Work to be completed - Check each line of the listing below for the string "React", and copy the ones that have it.

==================================================

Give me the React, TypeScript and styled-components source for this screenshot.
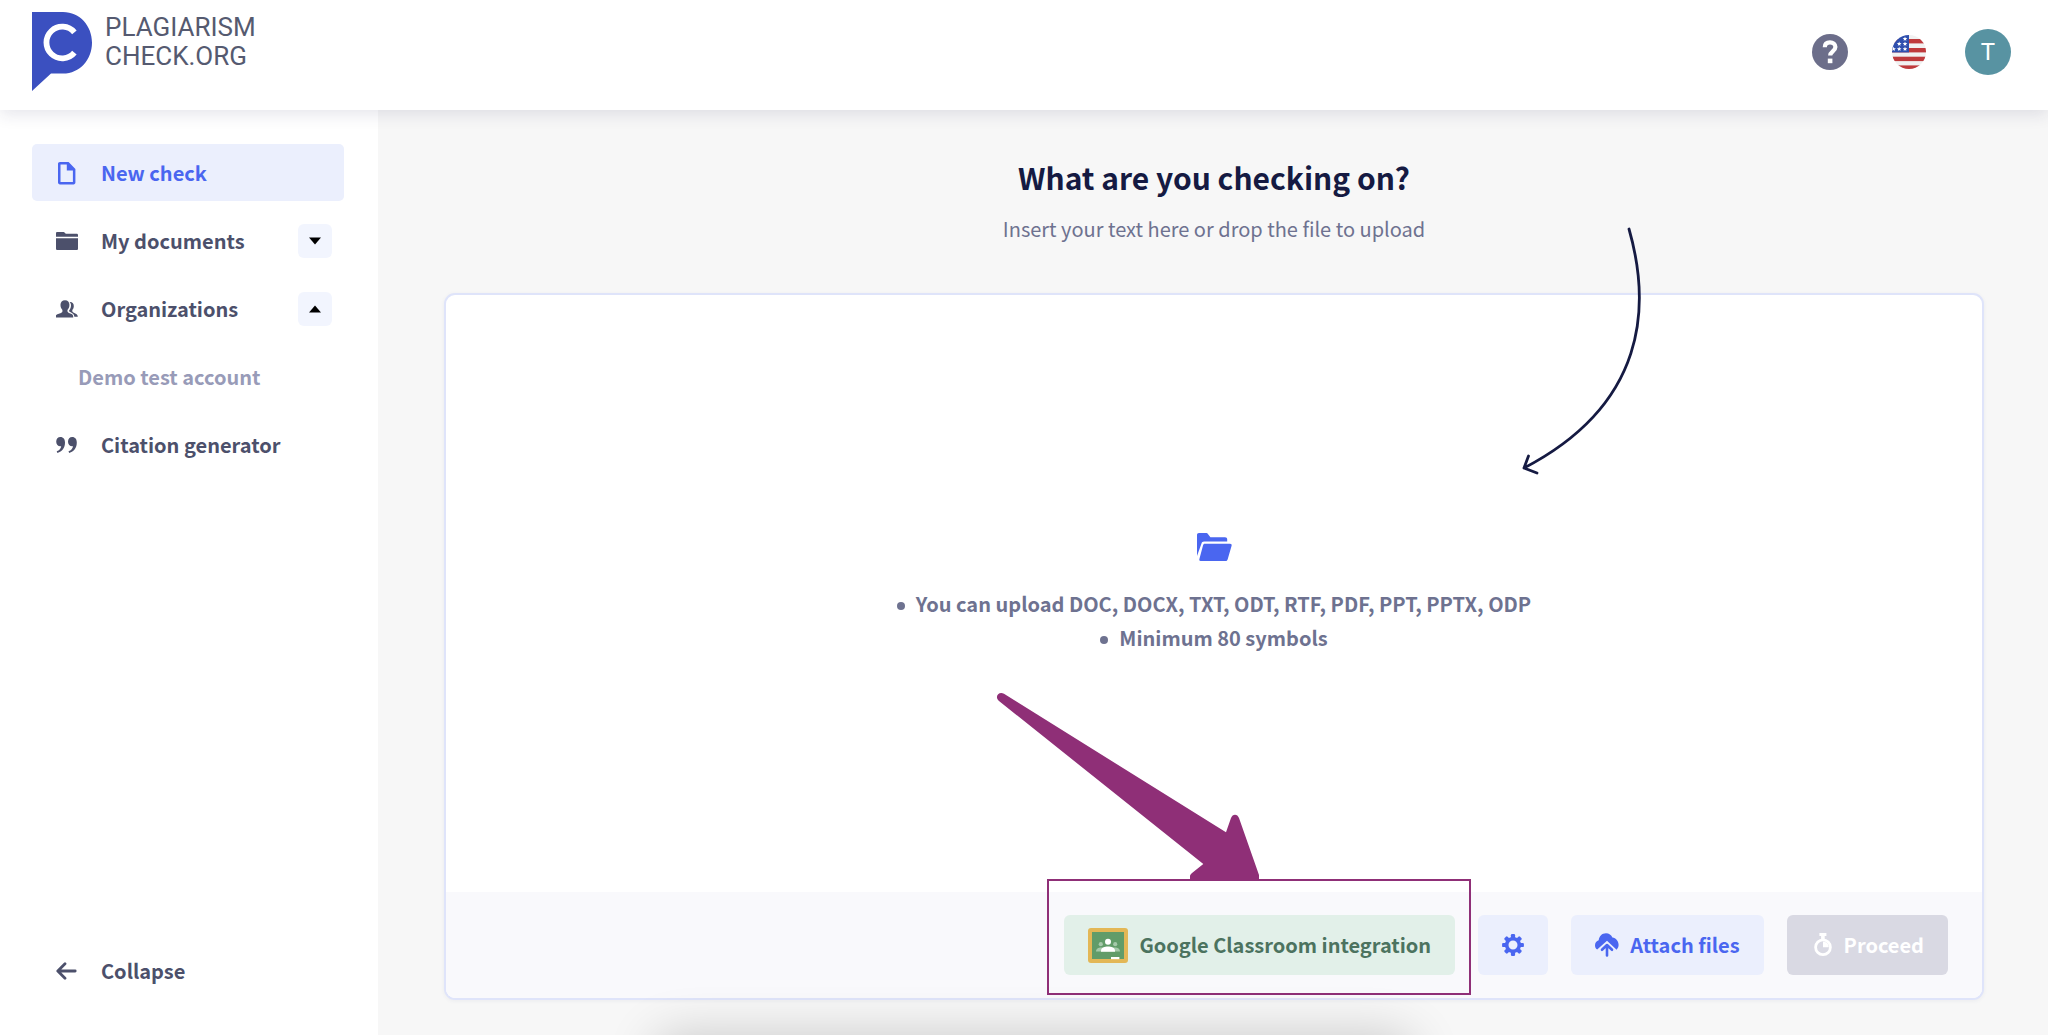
import React from 'react';
import styled, { createGlobalStyle } from 'styled-components';

const GlobalStyle = createGlobalStyle`
  *, *::before, *::after { box-sizing: border-box; }
  body {
    margin: 0;
    background: #f7f7f7;
    font-family: "Noto Sans CJK SC", "Noto Sans", sans-serif;
    font-size: 20px;
    line-height: 28px;
    color: #4c506b;
  }
  button { font: inherit; border: 0; margin: 0; padding: 0; background: none; cursor: pointer; }
  a { color: inherit; text-decoration: none; }
  ul { list-style: none; margin: 0; padding: 0; }
  svg { display: block; flex: none; }
`;

const Page = styled.div`
  display: flex;
  flex-direction: column;
  min-height: 100vh;
`;

const Header = styled.header`
  position: relative;
  z-index: 2;
  display: flex;
  justify-content: space-between;
  padding: 12px 37px 19px 32px;
  background: #fff;
  box-shadow: 0 4px 16px rgba(30, 35, 80, 0.12);
`;

const Logo = styled.a`
  display: flex;
  gap: 13px;
`;

const LogoText = styled.span`
  padding-top: 1px;
  font-family: Roboto, sans-serif;
  font-size: 26px;
  line-height: 29px;
  color: #555a70;
`;

const Actions = styled.div`
  display: flex;
  align-items: center;
  gap: 33px;
`;

const RoundButton = styled.button`
  display: grid;
  place-items: center;
  width: 46px;
  height: 46px;
  border-radius: 50%;
`;

const Avatar = styled(RoundButton)`
  background: #5893a2;
  color: #fff;
  font-family: Roboto, sans-serif;
  font-size: 24px;
`;

const Body = styled.div`
  display: flex;
  flex: 1;
`;

const Sidebar = styled.aside`
  display: flex;
  flex: none;
  flex-direction: column;
  justify-content: space-between;
  width: 378px;
  padding: 34px 34px 36px 32px;
  background: #fff;
`;

const NavList = styled.ul`
  display: flex;
  flex-direction: column;
  gap: 11px;
`;

const NavItem = styled.li<{ $active?: boolean }>`
  display: flex;
  align-items: center;
  height: 57px;
  padding: 0 12px 0 24px;
  border-radius: 5px;
  font-weight: 700;
  color: ${p => (p.$active ? '#4a66f0' : '#4c506b')};
  background: ${p => (p.$active ? '#ebeffd' : 'transparent')};
`;

const NavLink = styled.a`
  display: flex;
  flex: 1;
  align-items: center;
  gap: 23px;
`;

const SubItem = styled(NavItem)`
  padding-left: 46px;
  color: #989bb8;
`;

const Toggle = styled.button`
  display: grid;
  place-items: center;
  width: 34px;
  height: 34px;
  border-radius: 6px;
  background: #f2f5fe;
`;

const Collapse = styled.button`
  display: flex;
  align-items: center;
  gap: 23px;
  height: 57px;
  padding: 0 24px;
  font-weight: 700;
  color: #4c506b;
`;

const Main = styled.main`
  display: flex;
  flex: 1;
  flex-direction: column;
  padding: 47px 64px 35px 66px;
`;

const Intro = styled.div`
  position: relative;
  display: flex;
  flex-direction: column;
  align-items: center;
  gap: 18px;
  padding-bottom: 50px;
`;

const Title = styled.h1`
  margin: 0;
  font-size: 30px;
  line-height: 40px;
  font-weight: 700;
  color: #151a42;
`;

const Subtitle = styled.p`
  margin: 0;
  color: #6e7290;
`;

const HintArrow = styled.svg`
  position: absolute;
  z-index: 1;
  top: 67px;
  left: calc(50% + 306px);
  pointer-events: none;
`;

const Card = styled.section`
  display: flex;
  flex: 1;
  flex-direction: column;
  border: 2px solid #dfe4fa;
  border-radius: 11px;
  background: #fff;
  box-shadow: 0 1px 4px rgba(40, 50, 110, 0.06);
`;

const DropZone = styled.div`
  display: flex;
  flex: 1;
  flex-direction: column;
  align-items: center;
  justify-content: center;
  gap: 26px;
  padding: 48px;
`;

const Rules = styled.ul`
  display: flex;
  flex-direction: column;
  align-items: center;
  line-height: 34px;
  font-weight: 700;
  color: #6e7290;
`;

const Rule = styled.li`
  display: flex;
  align-items: center;
  gap: 11px;
  &::before {
    content: "";
    width: 8px;
    height: 8px;
    margin-top: 4px;
    border-radius: 50%;
    background: currentColor;
  }
`;

const Toolbar = styled.div`
  display: flex;
  justify-content: flex-end;
  gap: 23px;
  padding: 23px 34px;
  border-radius: 0 0 9px 9px;
  background: #f9f9fc;
`;

const tones = {
  green: { bg: '#e2f0e9', fg: '#4c735f' },
  blue: { bg: '#ebeffd', fg: '#4a66f0' },
  gray: { bg: '#d9d9e3', fg: '#ffffff' },
};

const ToolButton = styled.button<{ $tone: keyof typeof tones }>`
  display: flex;
  align-items: center;
  gap: 11px;
  height: 60px;
  padding: 0 24px;
  border-radius: 6px;
  font-weight: 700;
  white-space: nowrap;
  color: ${p => tones[p.$tone].fg};
  background: ${p => tones[p.$tone].bg};
`;

const Callout = styled.div`
  position: relative;
`;

const CalloutFrame = styled.span`
  position: absolute;
  inset: -36px -16px -20px -17px;
  border: 2px solid #8f2f77;
  pointer-events: none;
`;

const CalloutArrow = styled.svg`
  position: absolute;
  top: -226px;
  left: -74px;
  pointer-events: none;
`;

const DockShadow = styled.div`
  position: fixed;
  z-index: 1;
  bottom: -60px;
  left: 32%;
  width: 37%;
  height: 60px;
  border-radius: 20px;
  box-shadow: 0 0 50px rgba(0, 0, 0, 0.19);
  pointer-events: none;
`;

const LogoMark = () => (
  <svg width="60" height="79" viewBox="0 0 60 79" aria-hidden="true">
    <path d="M0 0H31C48 0 60 14 60 30.7S48 61.5 31 61.5H19L0 79Z" fill="#3b50c0" />
    <path d="M42.4 20.4A15.8 15.8 0 1 0 42.4 40.6" fill="none" stroke="#fff" strokeWidth="5.8" />
  </svg>
);

const HelpIcon = () => (
  <svg width="36" height="36" viewBox="0 0 36 36" aria-hidden="true">
    <circle cx="18" cy="18" r="18" fill="#6c6e8a" />
    <path d="M12.8 13.2C12.8 9.9 15 8.3 18 8.3s5.4 1.8 5.4 4.7c0 4.4-5.2 4.4-5.2 8.6" fill="none" stroke="#fff" strokeWidth="4.2" />
    <rect x="15.8" y="24.6" width="4.6" height="4.6" fill="#fff" />
  </svg>
);

const star = 'M0-2.4L.6-.8 2.3-.7 1 .4 1.4 2 0 1.1-1.4 2-1 .4-2.3-.7-.6-.8Z';
const FlagIcon = () => (
  <svg width="34" height="34" viewBox="0 0 34 34" aria-hidden="true">
    <defs><clipPath id="flagRound"><circle cx="17" cy="17" r="17" /></clipPath></defs>
    <g clipPath="url(#flagRound)">
      <rect width="34" height="34" fill="#f1f1f1" />
      {[4, 13, 21.7, 30.4].map(y => <rect key={y} y={y} width="34" height="4.4" fill="#bf3a3c" />)}
      <rect width="17" height="17.4" fill="#2f4fae" />
      {[[13, 3.8], [7.2, 8.8], [13, 8.8], [1.6, 14], [7.2, 14], [13, 14]].map(([x, y]) => (
        <path key={`${x}-${y}`} d={star} transform={`translate(${x} ${y})`} fill="#fff" />
      ))}
    </g>
  </svg>
);

const FileIcon = () => (
  <svg width="22" height="24" viewBox="0 0 22 24" aria-hidden="true">
    <path fillRule="evenodd" fill="currentColor" d="M4 1H12.6L19.4 8V21.6C19.4 22.7 18.7 23.4 17.6 23.4H4C2.8 23.4 2 22.7 2 21.6V2.8C2 1.7 2.8 1 4 1ZM4.5 3.6V20.9H16.9V9.4H10.8V3.6Z" />
  </svg>
);

const FolderIcon = () => (
  <svg width="22" height="18" viewBox="0 0 22 18" fill="currentColor" aria-hidden="true">
    <path d="M0 4.7V1.4C0 .5.5 0 1.4 0H7C8 0 8.4.3 9 1L9.8 1.8H20.4C21.4 1.8 22 2.3 22 3.2V4.7Z" />
    <path d="M0 6.2H22V16.4C22 17.4 21.5 18 20.4 18H1.6C.5 18 0 17.4 0 16.4Z" />
  </svg>
);

const UsersIcon = () => (
  <svg width="22" height="18" viewBox="0 0 22 18" fill="currentColor" aria-hidden="true">
    <path d="M9 .2C12 .2 13.6 2.3 13.4 5.2C13.3 7.2 12.7 8.6 11.6 9.7C11.2 11.3 11.5 12.2 13 12.9L15.6 14.1C16.8 14.8 17.2 15.8 17.3 17.6H-.6C-.5 15.8 0 14.9 1.4 14.3L5 12.9C6.5 12.2 6.7 11.3 6.3 9.7C5.2 8.6 4.6 7.2 4.5 5.2C4.3 2.3 6 .2 9 .2Z" />
    <path d="M13.6 2C16.4 1.8 17.9 3.6 17.8 6.2C17.7 8 17.1 9 16.4 9.8C16.1 11.2 16.4 12 17.4 12.6L20.2 14C21.3 14.7 21.7 15.4 21.8 16.8H18.4C18.1 14.7 17.2 13.5 15.5 12.7L13.7 11.8C13 11.3 13 10.8 13.2 10.3C14.4 8.9 15 7.2 15 5.3C15 4 14.5 2.9 13.6 2Z" />
  </svg>
);

const QuoteIcon = () => (
  <svg width="22" height="16" viewBox="0 0 22 16" fill="currentColor" aria-hidden="true">
    {[0, 11.8].map(x => (
      <path key={x} transform={`translate(${x})`} d="M4.4 0C7.4 0 9 2.2 9 5.6C9 10.8 6.2 14.8 1.4 16L.7 14.3C3.4 13.3 5 11.4 5.2 9.2C2.4 9.7.2 7.7.2 4.7C.2 1.9 1.9 0 4.4 0Z" />
    ))}
  </svg>
);

const BackIcon = () => (
  <svg width="22" height="18" viewBox="0 0 22 18" fill="none" stroke="currentColor" strokeWidth="2.8" strokeLinecap="round" strokeLinejoin="round" aria-hidden="true">
    <path d="M9 1.8L1.8 9L9 16.2M2 9H19.2" />
  </svg>
);

const Caret = ({ up }: { up?: boolean }) => (
  <svg width="12" height="8" viewBox="0 0 12 8" aria-hidden="true">
    <path d={up ? 'M0 7.5L6 .5L12 7.5Z' : 'M0 .5H12L6 7.5Z'} fill="#000" />
  </svg>
);

const OpenFolderIcon = () => (
  <svg width="35" height="28" viewBox="0 0 35 28" fill="#4a66f0" aria-hidden="true">
    <path d="M0 23V2C0 .7.7 0 2 0H8.6C10 0 10.6.5 11.3 1.4L13.4 4.2H28C29.4 4.2 30.2 5 30.2 6.2V8.6H7C5.6 8.6 4.9 9.3 4.5 10.4Z" />
    <path d="M7.8 10.8H33C34.3 10.8 35 11.6 34.6 12.8L30.7 26.2C30.3 27.5 29.6 28 28.4 28H3.6C2.5 28 2 27.3 2.4 26.1L6 12.4C6.3 11.3 6.8 10.8 7.8 10.8Z" />
  </svg>
);

const ClassroomIcon = () => (
  <svg width="40" height="35" viewBox="0 0 40 35" aria-hidden="true">
    <rect width="40" height="35" rx="3" fill="#e3b756" />
    <rect x="4" y="4" width="32" height="27" fill="#619c69" />
    <g fill="#a5c9aa">
      <circle cx="12.8" cy="16.2" r="2.1" />
      <circle cx="27.2" cy="16.2" r="2.1" />
      <path d="M8 23.5C8 20.8 10.4 19.6 13 19.6H27C29.6 19.6 32 20.8 32 23.5Z" />
    </g>
    <circle cx="20" cy="13.8" r="3" fill="#fff" />
    <path d="M13 23.7V22.5C13 19.8 16.6 18.4 20 18.4S27 19.8 27 22.5V23.7Z" fill="#fff" />
    <rect x="23" y="29" width="8.4" height="2.2" fill="#fff" />
  </svg>
);

const GearIcon = () => (
  <svg width="22" height="22" viewBox="-11 -11 22 22" fill="currentColor" aria-hidden="true">
    {[0, 45, 90, 135, 180, 225, 270, 315].map(a => (
      <rect key={a} x="-2.1" y="-10.9" width="4.2" height="5" rx="1.2" transform={`rotate(${a})`} />
    ))}
    <circle r="6.3" fill="none" stroke="currentColor" strokeWidth="3.6" />
  </svg>
);

const UploadIcon = () => (
  <svg width="24" height="24" viewBox="0 0 24 24" aria-hidden="true">
    <path fill="currentColor" d="M2.2 16.6C.6 15.4 0 14 0 12.2C0 9.8 1.6 7.9 3.7 7.2C4.2 3 7 .2 11 .2C14 .2 16.4 1.8 17.4 4.6C20.9 5.1 23.6 8.2 23.6 11.8C23.6 13.8 22.9 15.4 21.6 16.7L12 7.7Z" />
    <path fill="none" stroke="currentColor" strokeWidth="2.6" strokeLinecap="round" strokeLinejoin="round" d="M7 16.8L12 12L17 16.8M12 12.4V22.4" />
  </svg>
);

const StopwatchIcon = () => (
  <svg width="22" height="24" viewBox="-3 0 22 24" aria-hidden="true">
    <path d="M5.4 0H12.4V3H10.7V6H7.1V3H5.4Z" fill="currentColor" />
    <circle cx="9" cy="14.2" r="7.4" fill="none" stroke="currentColor" strokeWidth="2.8" />
    <path d="M9 8.4A5.8 5.8 0 0 1 14.8 14.2H9Z" fill="currentColor" />
  </svg>
);

export default function App() {
  return (
    <>
      <GlobalStyle />
      <Page>
        <Header>
          <Logo href="#">
            <LogoMark />
            <LogoText>PLAGIARISM<br />CHECK.ORG</LogoText>
          </Logo>
          <Actions>
            <RoundButton type="button" aria-label="Help"><HelpIcon /></RoundButton>
            <RoundButton type="button" aria-label="Language"><FlagIcon /></RoundButton>
            <Avatar type="button">T</Avatar>
          </Actions>
        </Header>
        <Body>
          <Sidebar>
            <nav>
              <NavList>
                <NavItem $active><NavLink href="#"><FileIcon />New check</NavLink></NavItem>
                <NavItem>
                  <NavLink href="#"><FolderIcon />My documents</NavLink>
                  <Toggle type="button" aria-label="Expand documents"><Caret /></Toggle>
                </NavItem>
                <NavItem>
                  <NavLink href="#"><UsersIcon />Organizations</NavLink>
                  <Toggle type="button" aria-label="Collapse organizations"><Caret up /></Toggle>
                </NavItem>
                <SubItem><NavLink href="#">Demo test account</NavLink></SubItem>
                <NavItem><NavLink href="#"><QuoteIcon />Citation generator</NavLink></NavItem>
              </NavList>
            </nav>
            <Collapse type="button"><BackIcon />Collapse</Collapse>
          </Sidebar>
          <Main>
            <Intro>
              <Title>What are you checking on?</Title>
              <Subtitle>Insert your text here or drop the file to upload</Subtitle>
              <HintArrow width="128" height="256" viewBox="0 0 128 256" fill="none" stroke="#151a42" strokeWidth="2.8" strokeLinecap="round" strokeLinejoin="round" aria-hidden="true">
                <path d="M109 5C131 82 127 180 4 244M8.5 232L4 244L17 249" />
              </HintArrow>
            </Intro>
            <Card>
              <DropZone>
                <OpenFolderIcon />
                <Rules>
                  <Rule>You can upload DOC, DOCX, TXT, ODT, RTF, PDF, PPT, PPTX, ODP</Rule>
                  <Rule>Minimum 80 symbols</Rule>
                </Rules>
              </DropZone>
              <Toolbar>
                <Callout>
                  <ToolButton type="button" $tone="green"><ClassroomIcon />Google Classroom integration</ToolButton>
                  <CalloutFrame />
                  <CalloutArrow width="280" height="192" viewBox="0 0 280 192" fill="#8f2f77" aria-hidden="true">
                    <path d="M14 4.8L236 143.3L241 129C242.5 124.5 247.500 124.5 249 129L269 186V192H200V187C200 186 201 185 202 184L213.3 175L9 12C4 7.5 9 2 14 4.8Z" />
                  </CalloutArrow>
                </Callout>
                <ToolButton type="button" $tone="blue" aria-label="Settings"><GearIcon /></ToolButton>
                <ToolButton type="button" $tone="blue"><UploadIcon />Attach files</ToolButton>
                <ToolButton type="button" $tone="gray"><StopwatchIcon />Proceed</ToolButton>
              </Toolbar>
            </Card>
          </Main>
        </Body>
        <DockShadow />
      </Page>
    </>
  );
}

==================================================

Solution for this problem -
Give me the React, TypeScript and styled-components source for this screenshot.
import React from 'react';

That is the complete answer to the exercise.